Heido Vitsur, analyst of LHV, says that PM’s optimism about producers’ chances of finding new markets in Europe to replace them with the loss of Russian trade is overoptimistic.

"I don’t know how Estonia could compete in Europe with such producers as the Netherlands, for instance. We could probably find some niches, but the overall competition will become tougher. I am not saying that we are not able to sell anything, but it will be extremely difficult," said the analyst.

Vitsur recommended that since the Estonian market itself is a major food consumer, it is important to increase domestic demand.

Olle Horm, CEO of Atria Eesti, says that while the Russian trade has been relatively modest for Estonian meat packers, the ban will hit such large exporters as Denmark, The Netherlands, Germany and Spain.

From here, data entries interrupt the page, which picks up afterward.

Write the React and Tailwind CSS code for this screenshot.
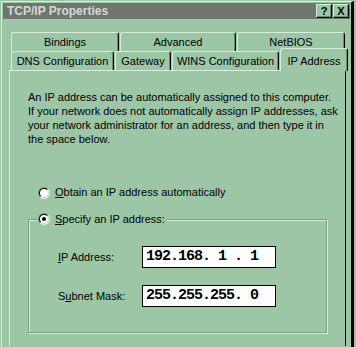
import React from "react";

const row1 = [
  { label: "Bindings", w: "w-[108px]" },
  { label: "Advanced", w: "w-[116px]" },
  { label: "NetBIOS", w: "w-[108px]" },
];

const row2 = [
  { label: "DNS Configuration", w: "w-[103px]" },
  { label: "Gateway", w: "w-[56px]" },
  { label: "WINS Configuration", w: "w-[107px]" },
];

const Tab = ({ label, w }) => (
  <div
    className={`${w} h-[19px] flex items-center justify-center border-l border-t border-r border-l-[#d7eedb] border-t-[#d7eedb] border-r-black rounded-t-[3px] shadow-[inset_-1px_0_0_#6b8f73]`}
  >
    {label}
  </div>
);

const Radio = ({ checked }) => (
  <span className="w-[12px] h-[12px] rounded-full border border-t-[#6b8f73] border-l-[#6b8f73] border-r-[#e4f3e7] border-b-[#e4f3e7] flex">
    <span className="flex-1 rounded-full bg-white border border-t-black border-l-black border-r-[#c3dec9] border-b-[#c3dec9] flex items-center justify-center">
      {checked && <span className="w-[4px] h-[4px] rounded-full bg-black" />}
    </span>
  </span>
);

const TitleButton = ({ children }) => (
  <div className="w-[16px] h-[14px] bg-[#9dc6a7] border-t border-l border-t-[#d7eedb] border-l-[#d7eedb] border-r border-b border-r-black border-b-black shadow-[inset_-1px_-1px_0_#6b8f73] flex items-center justify-center text-[11px] font-bold leading-none">
    {children}
  </div>
);

const IpField = ({ value }) => (
  <div className="w-[134px] h-[22px] bg-white border border-black flex items-center pl-[3px] font-['Liberation_Mono',monospace] font-bold text-[15px] tracking-[-1px] whitespace-pre">
    {value}
  </div>
);

export default function App() {
  return (
    <div className="w-[356px] h-[347px] overflow-hidden bg-[#9dc6a7] text-black font-['Liberation_Sans',Arial,sans-serif] text-[11px]">
      <div className="ml-px mt-px w-[353px] h-[346px] border-l border-t border-l-[#d7eedb] border-t-[#d7eedb] border-r-[3px] border-r-black p-px flex flex-col">
        {/* Title bar */}
        <div className="h-[16px] bg-[#6f756f] flex items-center justify-between pl-[4px] pr-[1px]">
          <span className="text-[12px] font-bold text-[#d5dbd5]">TCP/IP Properties</span>
          <div className="flex gap-px">
            <TitleButton>?</TitleButton>
            <TitleButton>X</TitleButton>
          </div>
        </div>

        {/* Tabs */}
        <div className="mt-[13px] ml-[8px] flex gap-px">
          {row1.map((t) => (
            <Tab key={t.label} {...t} />
          ))}
        </div>
        <div className="ml-[8px] flex items-end gap-px h-[19px]">
          {row2.map((t) => (
            <Tab key={t.label} {...t} />
          ))}
          <div className="relative top-px z-10 w-[68px] h-[23px] bg-[#9dc6a7] flex items-start justify-center pt-[4px] border-l border-t border-r border-l-[#d7eedb] border-t-[#d7eedb] border-r-black rounded-t-[3px] shadow-[inset_-1px_0_0_#6b8f73]">
            IP Address
          </div>
        </div>

        {/* Panel */}
        <div className="ml-[6px] w-[337px] flex-1 border-l border-t border-l-[#d7eedb] border-t-[#d7eedb] border-r border-r-black pl-[18px] pt-[19px]">
          <p className="leading-[14px]">
            An IP address can be automatically assigned to this computer.
            <br />
            If your network does not automatically assign IP addresses, ask
            <br />
            your network administrator for an address, and then type it in
            <br />
            the space below.
          </p>

          <div className="mt-[40px] ml-[10px] h-[13px] flex items-center gap-[5px]">
            <Radio />
            <span>
              <span className="underline">O</span>btain an IP address automatically
            </span>
          </div>

          <fieldset className="mt-[13px] w-[299px] h-[121px] border border-[#7a9e82] shadow-[inset_1px_1px_0_#d7eedb,1px_1px_0_#d7eedb]">
            <legend className="ml-[8px] pl-px pr-[2px] h-[14px] flex items-center gap-[5px] bg-[#9dc6a7]">
              <Radio checked />
              <span>
                <span className="underline">S</span>pecify an IP address:
              </span>
            </legend>
            <div className="mt-[20px] pl-[29px] flex items-center">
              <span className="w-[84px]">
                <span className="underline">I</span>P Address:
              </span>
              <IpField value="192.168. 1 . 1" />
            </div>
            <div className="mt-[17px] pl-[29px] flex items-center">
              <span className="w-[84px]">
                S<span className="underline">u</span>bnet Mask:
              </span>
              <IpField value="255.255.255. 0" />
            </div>
          </fieldset>
        </div>
      </div>
    </div>
  );
}
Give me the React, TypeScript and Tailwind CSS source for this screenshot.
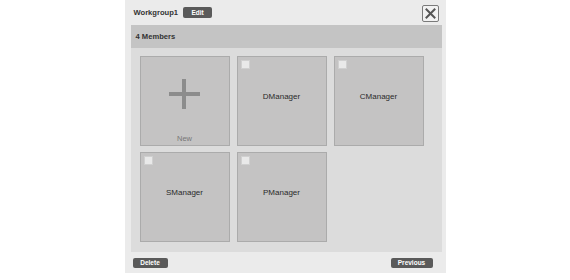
import React from "react";

const members = ["DManager", "CManager", "SManager", "PManager"];

function Tile({ name }: { name: string }) {
  return (
    <div className="relative w-[90px] h-[90px] border border-[#ababab] bg-[#c4c3c3] flex items-center justify-center pb-[9px]">
      <div className="absolute left-[3px] top-[3px] w-[9px] h-[9px] bg-[#e9e9e9] border border-[#d0d0d0]" />
      <span className="text-[8px] text-[#2a2a2a]">{name}</span>
    </div>
  );
}

export default function App() {
  return (
    <div
      className="w-[570px] h-[280px] bg-white"
      style={{ fontFamily: '"Liberation Sans", Arial, sans-serif' }}
    >
      <div className="mx-auto w-[321px] h-[273px] bg-[#ebebeb] flex flex-col pl-[6px] pr-[4px]">
        <div className="h-[25px] flex items-center pl-[3px] pr-[3px]">
          <span className="text-[7.6px] font-bold text-[#333]">Workgroup1</span>
          <div className="ml-[5px] w-[29px] h-[11px] rounded-[2px] bg-[#5a5a5a] flex items-center justify-center">
            <span className="text-[6.5px] font-bold text-white">Edit</span>
          </div>
          <div className="ml-auto mt-[1px] w-[17px] h-[17px] border border-[#7a7a7a] rounded-[2px] bg-[#f2f2f2] flex items-center justify-center">
            <svg width="11" height="11" viewBox="0 0 11 11">
              <path d="M1.5 1.5 L9.5 9.5 M9.5 1.5 L1.5 9.5" stroke="#555" strokeWidth="2" strokeLinecap="square" />
            </svg>
          </div>
        </div>
        <div className="h-[23px] bg-[#c4c4c4] flex items-center pl-[5px]">
          <span className="text-[7.6px] font-bold text-[#333]">4 Members</span>
        </div>
        <div className="h-[204px] bg-[#dcdcdc] pl-[9px] pt-[8px]">
          <div className="grid grid-cols-[90px_90px_90px] gap-x-[7px] gap-y-[6px]">
            <div className="w-[90px] h-[90px] border border-[#ababab] bg-[#c4c3c3] flex flex-col items-center">
              <div className="mt-[22px] relative w-[31px] h-[30px]">
                <div className="absolute left-0 top-[13px] w-[31px] h-[4px] bg-[#8c8c8c]" />
                <div className="absolute left-[13px] top-0 w-[4px] h-[30px] bg-[#8c8c8c]" />
              </div>
              <span className="mt-[24px] text-[7.5px] text-[#777]">New</span>
            </div>
            {members.map((m) => (
              <Tile key={m} name={m} />
            ))}
          </div>
        </div>
        <div className="flex-1 flex items-center justify-between pl-[2px] pr-[9px] pt-[1px]">
          <div className="w-[35px] h-[10px] rounded-[2px] bg-[#5a5a5a] flex items-center justify-center">
            <span className="text-[6.5px] font-bold text-white">Delete</span>
          </div>
          <div className="w-[42px] h-[10px] rounded-[2px] bg-[#5a5a5a] flex items-center justify-center">
            <span className="text-[6.5px] font-bold text-white">Previous</span>
          </div>
        </div>
      </div>
    </div>
  );
}
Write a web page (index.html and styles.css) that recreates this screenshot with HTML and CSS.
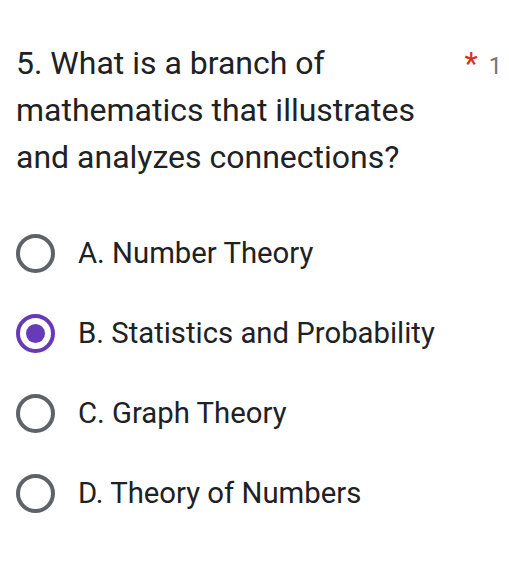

"EU has in recent years been exporting to Russia vast quantities of meat. All this meat will not remain in Europe and must find a new market. This will be a major blow to large exporting countries," said Soorm.

Jaanus Marrandi from OÜ Estonia, one of Estonia’s largest milk farms, says that the food ban will affect the whole dairy market.

"We are selling our milk to Estonian dairy companies, but if they cannot sell their own products, it will affect us and the price of raw milk," said Marrandi, adding that also Lithuanian dairy companies that are big exporters to Russia and have been buying raw milk from Estonia are in a similarly bad situation.